I first began to work on what became the Missile Technology Control Regime (MTCR) just before Reagan was elected. I was working in the state Department Bureau of Intelligence and Research on nuclear non-proliferation and other scientific subjects. Under President Jimmy Carter, some senior policy wonks in State and ACDA had begun to think about a missile non-proliferation regime that would be similar to the nuclear non-proliferation regime under the NPT. These senior people needed somebody to work with them on intelligence about missile proliferation. Nobody else in INR wanted to take on a new project, so I did. We had only been working a few months when Reagan was elected. The senior guys I was working for were all political and lost their jobs with the change of administration.
I didn't think Reagan Republicans would be interested in a new non-proliferation initiative, but they were. I assume the Carter people had probably left them a briefing memo on the issue. The new administration decided to continue the initiative, but I was about the only person in the State Department with any institutional memory about what had gone on under Carter. At the Pentagon, Richard Perle took a particular interest in the issue, since one of his main concerns was export control, preventing the spread of militarily useful technology, including missile technology. Perle's main staffer on missile technology was Richard Spier.
Perle wanted a very restrictive treaty along the lines of the NPT. At State, we began a series of consultations with our G-7 partners to get their reaction to a missile treaty. At that time there was strong opposition from developing countries to the NPT because they saw it as discriminatory, preventing developing countries from having nuclear weapons, while it allowed the existing nuclear powers to keep theirs. When we consulted the other G-7 we found strong opposition to a new missile treaty, because it would offend the developing countries who already opposed the NPT. However, there was more receptivity to suppliers group like the Nuclear Suppliers Group or the Zangger Committee.
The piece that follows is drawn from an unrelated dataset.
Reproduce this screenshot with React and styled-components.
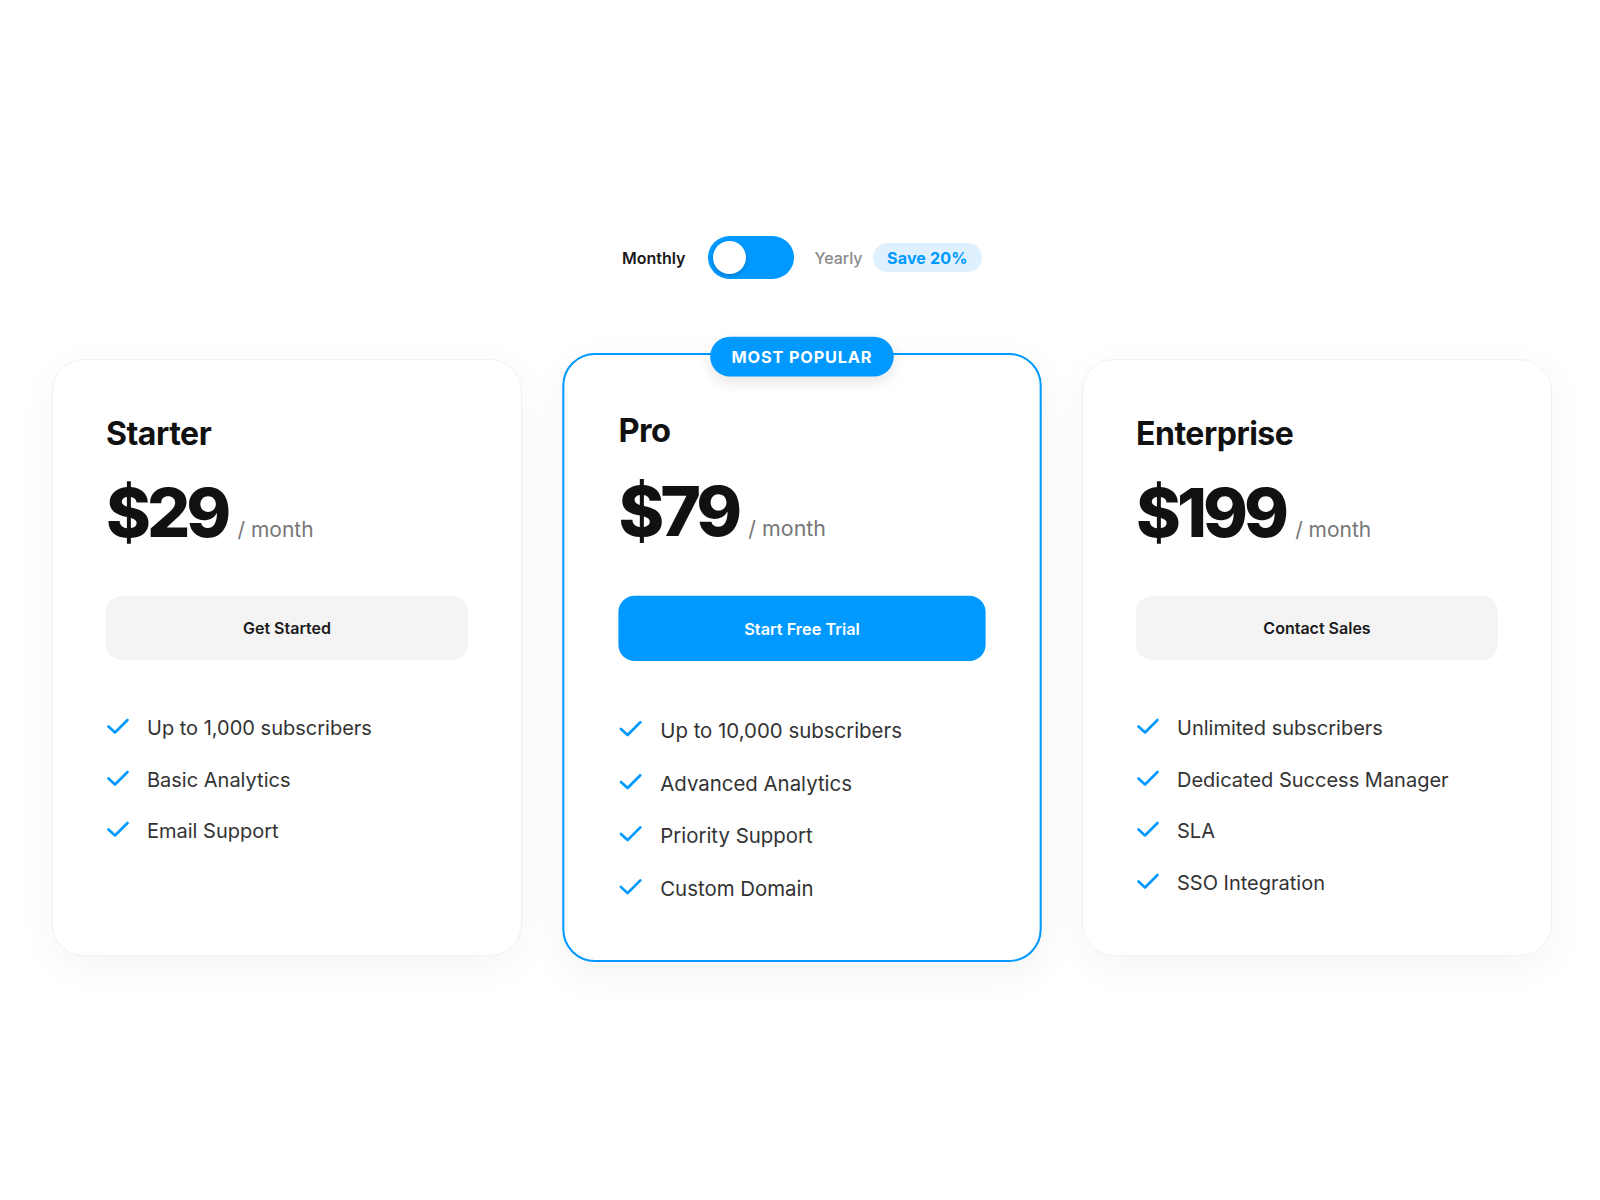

At DOD, Perle wanted a stricter regime, but was particularly adamant that the member countries had to have strict, enforceable trade controls. Perle was also the lead DOD official on the old COCOM regime that restricted exports from the Western members to the Soviet Union. He was always pressing COCOM to be stricter, and he wanted the new missile regime to be similarly tough.
Preparing the new missile regime, I consulted one of State's COCOM experts, Bill Root, the head of the COCOM office. COCOM had a list of exports that were controlled to the Soviet Union which had been negotiated over many years. Thus the legal language was familiar to the export control offices that we would be dealing with on the missile issue. I thought we could use the COCOM regulations as a starting point for the missile regulations. One day my meeting with Bill Root was interrupted because he had a phone call from Richard Perle at DOD. He said, "Let's continue after lunch." When I came back after lunch, he had retired and left his office for good. He had had so many fights with Perle over COCOM that he was leaving for good. He felt that Perle was pushing COCOM too hard and alienating our partners. In doing so, it was breaking with years for cooperation.
Perle's same attitude carried over to missile proliferation. He wanted a very tough export control regime, but the G-7 partners were opposed. They were all members of COCOM and were resisting US pressure there. They did not want to create another forum for the US to pressure them on export control. Thus, we at the State Department ended up caught in the middle; we wanted a missile regime, but we could not harmonize the G-7 and DOD positions. In addition to questioning whether the proposed list of prohibited exports was strong enough, DOD questioned whether the other countries had strong enough export control agencies to enforce the regulations. This was the same issue that he continually brought up in COCOM, where he was continually complaining about export control violations by companies in other COCOM countries.
Another problem on the G-7 side was the European Space Agency. The Europeans had formed an international space consortium, under which different European countries manufactured different parts for space launch vehicles. The parts were then shipped around Europe for assembly, and finally the finished rocket was shipped to the European launch site in Guiana in South America. The Europeans did not want a new missile regime, which would cover many of the parts used in space launch vehicles, to interfere and add bureaucracy to their ESA activities.
Although we were making progress, we were still at an impasse between DOD and the G-7 when my assignment ended. I went off the old Arms Control and Disarmament Agency (ACDA), then to Bangkok, Thailand, and then to Brasilia, Brazil. By the time I was in Brasilia, the people back in Washington had resolved their differences and gotten the Missile Technology Control Regime agreed among the G-7 (and DOD). By then the Reagan administration was gone, and along with it, Richard Perle. Despite that, one of the first countries to feel the obstructing force of the MTCR was Brazil, while I was there as the science officer handling missile and space cooperation.